That distinction matters right now. With grocery prices still elevated compared to pre-2020 levels and rent consuming a larger share of take-home pay for millions of households, many people can't build a 6-month emergency fund quickly. But they can build a buffer. And that buffer changes everything about how you experience daily financial stress.
According to the Consumer Financial Protection Bureau, even a small savings cushion can help households avoid high-cost borrowing and weather financial disruptions more effectively. You don't need thousands to start feeling the difference.
“Nearly 4 in 10 American adults would struggle to cover an unexpected $400 expense using cash or savings alone — a figure that underscores how many households are operating without a meaningful financial cushion.”
Step 1: Map Your True Essential Spending
Before you can build a buffer, you need an honest picture of where your money actually goes — not where you think it goes. Pull up your last 60 days of bank and card statements. Categorize every transaction as either fixed essential (rent, utilities, insurance), variable essential (groceries, gas, prescriptions), or discretionary (dining out, streaming, shopping).
Here's what most people discover: their variable essential category has ballooned. Groceries that cost $350/month two years ago now cost $480. The gas bill that was $90 is now $140. This is "essential creep" — price increases that happen gradually enough that you absorb them without noticing, until your buffer is gone.
What to look for in your audit
Subscriptions that auto-renewed at a higher price (streaming, software, meal kits)
Grocery categories where you've traded up without realizing it (brand names vs. store brands)
Utility bills that now include fees or rate increases not present a year ago
Insurance premiums that renewed at a higher rate without a policy change
Convenience spending that crept in during busy weeks (delivery fees, prepared foods)
You're not looking to slash your lifestyle. You're looking for 5–10% of your variable essential spend that you can redirect without meaningful sacrifice. On a $2,500/month essential budget, that's $125–$250 — enough to build a buffer in a matter of months.
Step 2: Set a Realistic Buffer Target
The number you pick matters. Too ambitious and you'll give up. Too small and it won't actually protect you. For most people dealing with rising costs, a good starting target is one month of variable essential expenses — typically $400–$800.

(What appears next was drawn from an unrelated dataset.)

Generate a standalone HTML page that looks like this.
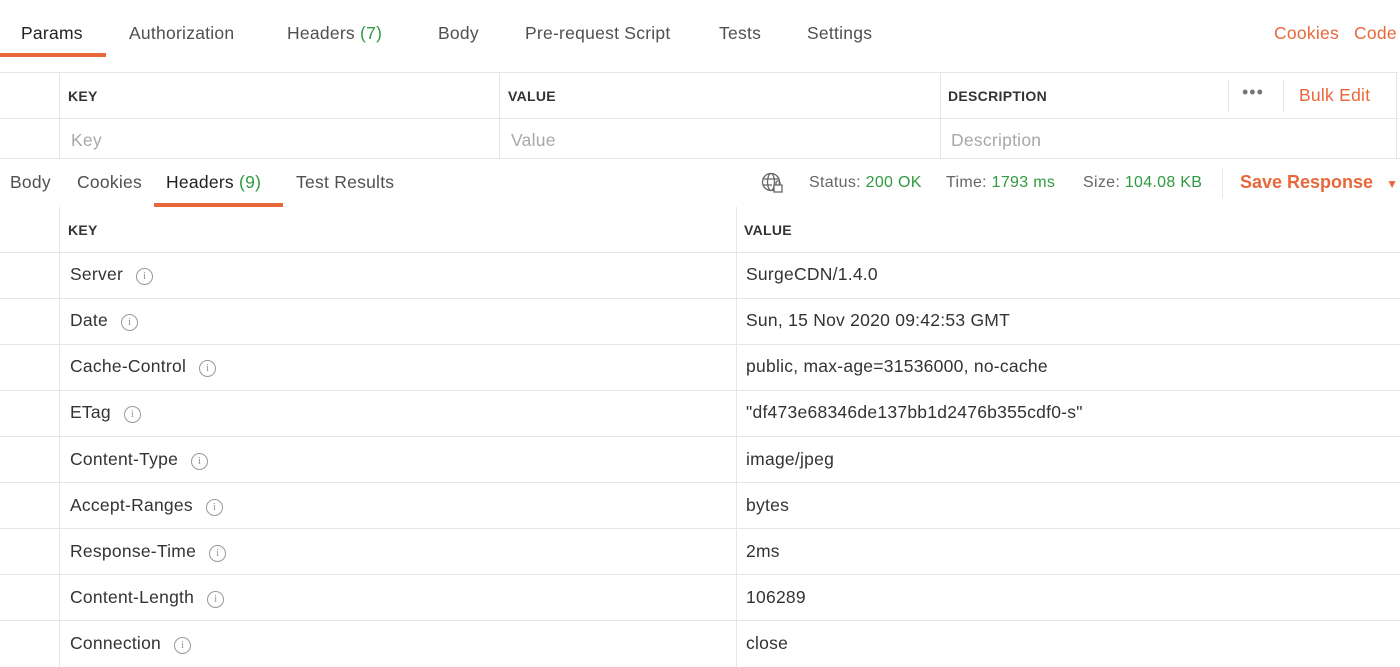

If that feels overwhelming, break it into three phases:
Phase 1 — Micro buffer ($100–$200): Covers a single unexpected bill spike or a short grocery overage week
Phase 2 — Working buffer ($300–$600): Covers a full month of essential cost variance without stress
Phase 3 — Stable buffer ($800–$1,200): Gives you 4–6 weeks of breathing room before a disruption becomes a crisis
Start with Phase 1. Getting to $200 quickly gives you a psychological win that makes Phase 2 feel achievable. Research on savings behavior consistently shows that early momentum is the single biggest predictor of long-term savings success — the amount matters less than the habit forming.
Step 3: Find the Money (Even on a Tight Budget)
This is where most advice gets frustratingly vague. "Cut back on lattes" doesn't help when you're already buying generic coffee at home. Here are specific, actionable ways to find buffer money when your budget is already lean.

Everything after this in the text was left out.